Yeah, I'm a bit surprised by the results as well. ~70% are solidly in the carbon camp. In the Go-To Stainless thread, there were a few people who have just one or two stainless knives, which is what got me thinking. And I categorize the type of knife by the core steel, and put semi-stainless as more like stainless than carbon, so that's where I count them.
I am in the roughly half/half category. I try to have different steels, different makers in my collection. Yes I know I could do that within stainless or carbon, but I like the variety. Have a couple semi-stainless that I count among my stainless. I find carbon care manageable most of the time, but I tend to use my carbon knives when I have more time to take care of them properly. I guess using stainless or semi is a bit more carefree so more enjoyable in some ways. But the carbons are certainly more pleasant to sharpen.
 
I am probably 80% carbon but I am leaning more and more toward stainless. I love AEB-L. It sharpens as easily as my carbons and I do a lot of tomato and lemon so it tends to hold an edge longer and I dont have to wipe it down constantly. For large prep I grab Carbon but I think that is just because my carbons are typically bigger with a better grind/geometry etc. If I could get a 240 with a nice distal taper and convex edge in AEB-L I would be all over it.
 
Weird results.

In all my years (20+) in commercial kitchens I can count the number of carbon knives seen on one hand, besides my few. Granted I haven't worked in any *starred* kitchens but by the same token I graduated from dives and mom&pops many years ago.
95% of my coworkers use either house knives (Sysco-type or BB&B stuff) that are never sharpened, or the knives supplied by a sharpening company (like Cozzini et al).

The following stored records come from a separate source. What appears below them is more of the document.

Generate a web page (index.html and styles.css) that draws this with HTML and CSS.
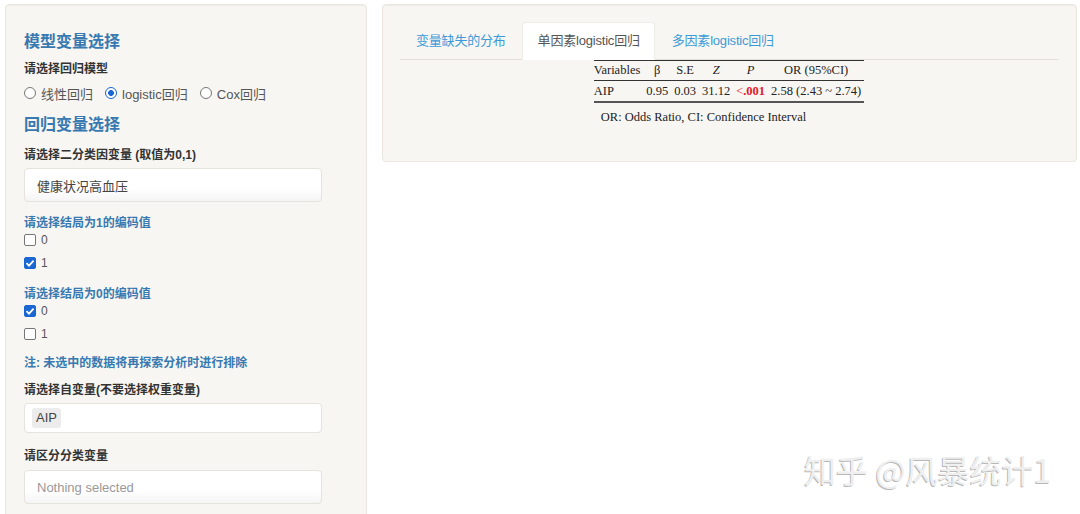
FILE: index.html
```html
<!DOCTYPE html>
<html lang="zh-CN">
<head>
    <meta charset="UTF-8">
    <meta name="viewport" content="width=device-width, initial-scale=1.0">
    <title>回归分析</title>
    <link rel="stylesheet" href="styles.css">
</head>
<body>
    <div class="page">
        <aside class="well sidebar">
            <h4 class="section-title">模型变量选择</h4>
            <div class="field-label label-model">请选择回归模型</div>
            <div class="radio-row">
                <label class="radio"><span class="dot"></span>线性回归</label>
                <label class="radio checked"><span class="dot"></span>logistic回归</label>
                <label class="radio"><span class="dot"></span>Cox回归</label>
            </div>

            <h4 class="section-title title-second">回归变量选择</h4>
            <div class="field-label label-outcome">请选择二分类因变量 (取值为0,1)</div>
            <div class="select-box">健康状况高血压</div>

            <div class="blue-label first-group">请选择结局为1的编码值</div>
            <label class="check"><span class="box"></span>0</label>
            <label class="check checked"><span class="box"></span>1</label>

            <div class="blue-label second-group">请选择结局为0的编码值</div>
            <label class="check checked"><span class="box"></span>0</label>
            <label class="check"><span class="box"></span>1</label>

            <div class="blue-label note">注: 未选中的数据将再探索分析时进行排除</div>
            <div class="field-label label-x">请选择自变量(不要选择权重变量)</div>
            <div class="select-box multi"><span class="chip">AIP</span></div>

            <div class="field-label label-cat">请区分分类变量</div>
            <div class="select-box placeholder">Nothing selected</div>
        </aside>

        <main class="well result">
            <ul class="tabs">
                <li><a href="#">变量缺失的分布</a></li>
                <li class="active"><a href="#">单因素logistic回归</a></li>
                <li><a href="#">多因素logistic回归</a></li>
            </ul>

            <table class="reg-table">
                <thead>
                    <tr>
                        <th class="left">Variables</th>
                        <th>β</th>
                        <th>S.E</th>
                        <th><i>Z</i></th>
                        <th><i>P</i></th>
                        <th>OR (95%CI)</th>
                    </tr>
                </thead>
                <tbody>
                    <tr>
                        <td class="left">AIP</td>
                        <td>0.95</td>
                        <td>0.03</td>
                        <td>31.12</td>
                        <td class="sig">&lt;<b>.001</b></td>
                        <td>2.58 (2.43 ~ 2.74)</td>
                    </tr>
                </tbody>
                <tfoot>
                    <tr>
                        <td colspan="6" class="foot">OR: Odds Ratio, CI: Confidence Interval</td>
                    </tr>
                </tfoot>
            </table>
        </main>
    </div>

    <div class="watermark">知乎 @风暴统计1</div>
</body>
</html>
```

FILE: styles.css
```css
body{
    margin: 0;
    background: #ffffff;
    font-family: "Liberation Sans", "Noto Sans CJK SC", sans-serif;
    color: #333333;
    overflow: hidden;
}

.page{
    display: flex;
    align-items: flex-start;
    gap: 15px;
    padding: 4px 3px 0 5px;
}

.well{
    box-sizing: border-box;
    background-color: #f8f6f2;
    border: 1px solid #ebe7e0;
    border-radius: 4px;
    box-shadow: inset 0 1px 1px rgba(0, 0, 0, 0.04);
}

/* sidebar */

.sidebar{
    width: 362px;
    padding: 19px 18px 30px;
}

.section-title{
    margin: 8px 0 0;
    font-size: 16px;
    line-height: 20px;
    font-weight: 700;
    color: #3779b0;
}

.title-second{
    margin-top: 12px;
}

.field-label{
    font-size: 12px;
    line-height: 18px;
    font-weight: 700;
    color: #333333;
}

.label-model{ margin-top: 8px; }
.label-outcome{ margin-top: 11px; }
.label-x{ margin-top: 10px; }
.label-cat{ margin-top: 14px; }

.radio-row{
    display: flex;
    align-items: center;
    height: 20px;
    margin-top: 5px;
}

.radio{
    display: inline-flex;
    align-items: center;
    gap: 5px;
    margin-right: 12px;
    font-size: 13px;
    color: #555555;
}

.dot{
    box-sizing: border-box;
    width: 12px;
    height: 12px;
    border: 1px solid #767676;
    border-radius: 50%;
    background: #ffffff;
}

.radio.checked .dot{
    border: 1.5px solid #1a66d2;
    background: radial-gradient(circle, #1a66d2 0 2.6px, #ffffff 3.2px);
}

.select-box{
    box-sizing: border-box;
    width: 298px;
    height: 34px;
    margin-top: 4px;
    padding: 0 12px;
    display: flex;
    align-items: center;
    background: linear-gradient(#ffffff 60%, #f5f5f5);
    border: 1px solid #e6e2dc;
    border-radius: 4px;
    font-size: 13px;
    color: #444444;
}

.select-box.multi{
    height: 30px;
    padding: 0 7px;
    background: #ffffff;
}

.select-box.placeholder{
    margin-top: 5px;
    color: #999999;
}

.chip{
    padding: 2px 4px;
    background-color: #ececec;
    border-radius: 3px;
    line-height: 16px;
    color: #444444;
}

.blue-label{
    font-size: 12px;
    line-height: 16px;
    font-weight: 700;
    color: #3779b0;
}

.first-group{ margin-top: 13px; }
.second-group{ margin-top: 14px; }
.note{ margin-top: 12px; }

.check{
    display: flex;
    align-items: center;
    gap: 5px;
    height: 18px;
    font-size: 12px;
    color: #555555;
}

.check + .check{
    margin-top: 5px;
}

.box{
    box-sizing: border-box;
    width: 12px;
    height: 12px;
    border: 1px solid #767676;
    border-radius: 2px;
    background: #ffffff;
}

.check.checked .box{
    border-color: #1a66d2;
    background: #1a66d2 url("data:image/svg+xml,%3Csvg xmlns='http://www.w3.org/2000/svg' viewBox='0 0 12 12'%3E%3Cpath d='M2.5 6.2 L5 8.6 L9.6 3.6' fill='none' stroke='white' stroke-width='1.8'/%3E%3C/svg%3E") center / 12px 12px no-repeat;
}

/* result panel */

.result{
    width: 695px;
    padding: 17px 18px 35px 17px;
}

.tabs{
    display: flex;
    margin: 0;
    padding: 0;
    list-style: none;
    border-bottom: 1px solid #e4dfd7;
}

.tabs li{
    margin-right: 1px;
    margin-bottom: -1px;
}

.tabs a{
    display: block;
    padding: 0 14px 0 15px;
    line-height: 36px;
    border: 1px solid transparent;
    border-radius: 4px 4px 0 0;
    font-size: 13px;
    letter-spacing: -0.2px;
    color: #3d9ad8;
    text-decoration: none;
}

.tabs .active a{
    background-color: #ffffff;
    border-color: #efece7 #efece7 transparent;
    color: #555555;
}

.reg-table{
    margin: 0 auto;
    border-collapse: collapse;
    font-family: "Liberation Serif", serif;
    font-size: 12.5px;
    color: #222222;
}

.reg-table thead tr{
    border-top: 1px solid #333333;
    border-bottom: 1px solid #333333;
}

.reg-table tbody tr{
    border-bottom: 2px solid #555555;
}

.reg-table th{
    padding: 0 3px;
    line-height: 19px;
    font-weight: 400;
    text-align: center;
}

.reg-table td{
    padding: 1px 3px 0;
    line-height: 19px;
    text-align: right;
}

.reg-table .left{
    padding-left: 0;
    text-align: left;
}

.reg-table .sig{
    color: #e0202a;
}

.reg-table td.foot{
    padding: 5px 7px 0;
    line-height: 18px;
    text-align: left;
}

.watermark{
    position: absolute;
    left: 804px;
    top: 449px;
    font-family: "Noto Sans CJK SC", sans-serif;
    font-size: 32px;
    line-height: 40px;
    color: #efefef;
    text-shadow: -1px 1px 0 #b8b8b8;
    white-space: nowrap;
}
```
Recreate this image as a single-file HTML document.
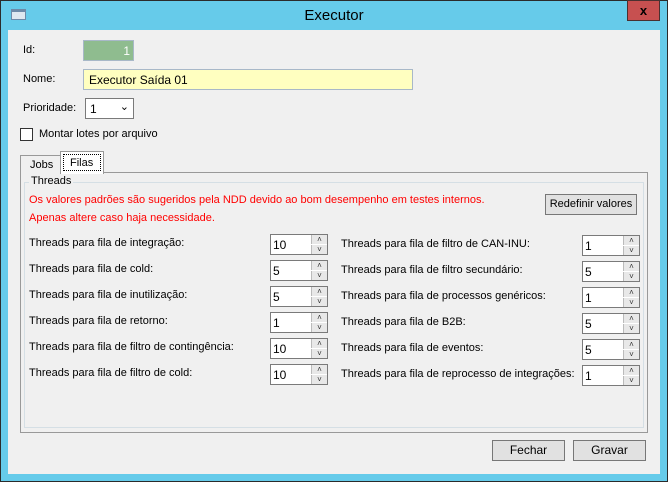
<!DOCTYPE html><html><head><style>
*{box-sizing:border-box}
body{margin:0;width:668px;height:483px;background:#fff;font-family:"Liberation Sans",sans-serif;font-size:11px;color:#000;position:relative;overflow:hidden;white-space:nowrap}
.a{position:absolute}
.sp{position:absolute;width:58px;height:21px;border:1px solid #7a7a7a;background:#fff}
.sp span{position:absolute;left:2px;top:3px;font-size:12px}
.sp i{position:absolute;right:0;width:16px;height:9px;background:#e8e8e8;border-left:1px solid #bbb;font-style:normal;font-size:8px;line-height:9px;text-align:center;color:#333}
.btn{position:absolute;border:1px solid #777;background:#e1e1e1;text-align:center;line-height:19px;font-size:12px}
.lbl{position:absolute}
</style></head><body>
<div class="a" style="left:0;top:0;width:668px;height:482px;background:#66cbea;border:1px solid #2b2b2b"></div>
<div class="a" style="left:11px;top:9px;width:15px;height:11px;background:#dfe8f0;border:1px solid #6d8aa8;border-top:3px solid #6d8aa8"></div>
<div class="a" style="left:0;width:668px;top:7px;text-align:center;font-size:15px;color:#000">Executor</div>
<div class="a" style="left:627px;top:0;width:33px;height:21px;background:#c75050;border:1px solid #4a3030;text-align:center;font-weight:bold;font-size:13px;line-height:19px">x</div>
<div class="a" style="left:8px;top:30px;width:652px;height:444px;background:#f0f0f0"></div>
<div class="lbl" style="left:23px;top:44px">Id:</div>
<div class="a" style="left:83px;top:40px;width:51px;height:21px;background:#8fbc8f;border:1px solid #a8b8c8;color:#fff;text-align:right;padding:3px 3px 0 0;font-size:12px">1</div>
<div class="lbl" style="left:23px;top:73px">Nome:</div>
<div class="a" style="left:83px;top:69px;width:330px;height:21px;background:#ffffc0;border:1px solid #a8b8c8;padding:3px 0 0 5px;font-size:12px">Executor Saída 01</div>
<div class="lbl" style="left:23px;top:102px">Prioridade:</div>
<div class="a" style="left:85px;top:98px;width:49px;height:21px;background:#fff;border:1px solid #7a7a7a;padding:3px 0 0 4px;font-size:12px">1<span style="position:absolute;right:4px;top:1px;font-size:11px">&#8964;</span></div>
<div class="a" style="left:20px;top:128px;width:13px;height:13px;background:#fff;border:1px solid #333"></div>
<div class="lbl" style="left:39px;top:128px">Montar lotes por arquivo</div>
<div class="a" style="left:20px;top:172px;width:628px;height:261px;background:#f0f0f0;border:1px solid #999"></div>
<div class="a" style="left:20px;top:155px;width:41px;height:18px;background:#f0f0f0;border:1px solid #999;border-bottom:none;padding:3px 0 0 9px">Jobs</div>
<div class="a" style="left:60px;top:151px;width:44px;height:23px;background:#fff;border:1px solid #999;border-bottom:none;padding:2px"><div style="border:1px dotted #000;height:17px;padding:2px 0 0 6px">Filas</div></div>
<div class="a" style="left:24px;top:182px;width:620px;height:246px;border:1px solid #d5dfe5"></div>
<div class="a" style="left:29px;top:175px;background:#f0f0f0;padding:0 2px">Threads</div>
<div class="lbl" style="left:29px;top:194px;color:#f00">Os valores padrões são sugeridos pela NDD devido ao bom desempenho em testes internos.</div>
<div class="lbl" style="left:29px;top:212px;color:#f00">Apenas altere caso haja necessidade.</div>
<div class="btn" style="left:545px;top:194px;width:92px;height:21px;font-size:11px">Redefinir valores</div>

<div class="lbl" style="left:29px;top:237px">Threads para fila de integração:</div>
<div class="lbl" style="left:29px;top:263px">Threads para fila de cold:</div>
<div class="lbl" style="left:29px;top:289px">Threads para fila de inutilização:</div>
<div class="lbl" style="left:29px;top:315px">Threads para fila de retorno:</div>
<div class="lbl" style="left:29px;top:341px">Threads para fila de filtro de contingência:</div>
<div class="lbl" style="left:29px;top:367px">Threads para fila de filtro de cold:</div>
<div class="lbl" style="left:341px;top:238px">Threads para fila de filtro de CAN-INU:</div>
<div class="lbl" style="left:341px;top:264px">Threads para fila de filtro secundário:</div>
<div class="lbl" style="left:341px;top:290px">Threads para fila de processos genéricos:</div>
<div class="lbl" style="left:341px;top:316px">Threads para fila de B2B:</div>
<div class="lbl" style="left:341px;top:342px">Threads para fila de eventos:</div>
<div class="lbl" style="left:341px;top:368px">Threads para fila de reprocesso de integrações:</div>

<div class="sp" style="left:270px;top:234px"><span>10</span><i style="top:0">&#708;</i><i style="top:10px">&#709;</i></div>
<div class="sp" style="left:270px;top:260px"><span>5</span><i style="top:0">&#708;</i><i style="top:10px">&#709;</i></div>
<div class="sp" style="left:270px;top:286px"><span>5</span><i style="top:0">&#708;</i><i style="top:10px">&#709;</i></div>
<div class="sp" style="left:270px;top:312px"><span>1</span><i style="top:0">&#708;</i><i style="top:10px">&#709;</i></div>
<div class="sp" style="left:270px;top:338px"><span>10</span><i style="top:0">&#708;</i><i style="top:10px">&#709;</i></div>
<div class="sp" style="left:270px;top:364px"><span>10</span><i style="top:0">&#708;</i><i style="top:10px">&#709;</i></div>
<div class="sp" style="left:582px;top:235px"><span>1</span><i style="top:0">&#708;</i><i style="top:10px">&#709;</i></div>
<div class="sp" style="left:582px;top:261px"><span>5</span><i style="top:0">&#708;</i><i style="top:10px">&#709;</i></div>
<div class="sp" style="left:582px;top:287px"><span>1</span><i style="top:0">&#708;</i><i style="top:10px">&#709;</i></div>
<div class="sp" style="left:582px;top:313px"><span>5</span><i style="top:0">&#708;</i><i style="top:10px">&#709;</i></div>
<div class="sp" style="left:582px;top:339px"><span>5</span><i style="top:0">&#708;</i><i style="top:10px">&#709;</i></div>
<div class="sp" style="left:582px;top:365px"><span>1</span><i style="top:0">&#708;</i><i style="top:10px">&#709;</i></div>

<div class="btn" style="left:492px;top:440px;width:73px;height:21px">Fechar</div>
<div class="btn" style="left:573px;top:440px;width:73px;height:21px">Gravar</div>
</body></html>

Of the majority who voted as 'heavy carbon' owners I wonder how many are collectors or non-professionals?

Ive realized the people on this forum are not normal in relation to kitchen knives and I'm glad. The normie crowd will always be there on fb reminding each other not to forget to sharpen on sharpening sticks.

Ive experienced about the same in my limited experience as well.

Im kinda surprised actually at the amount of dull knives in pro kitchens.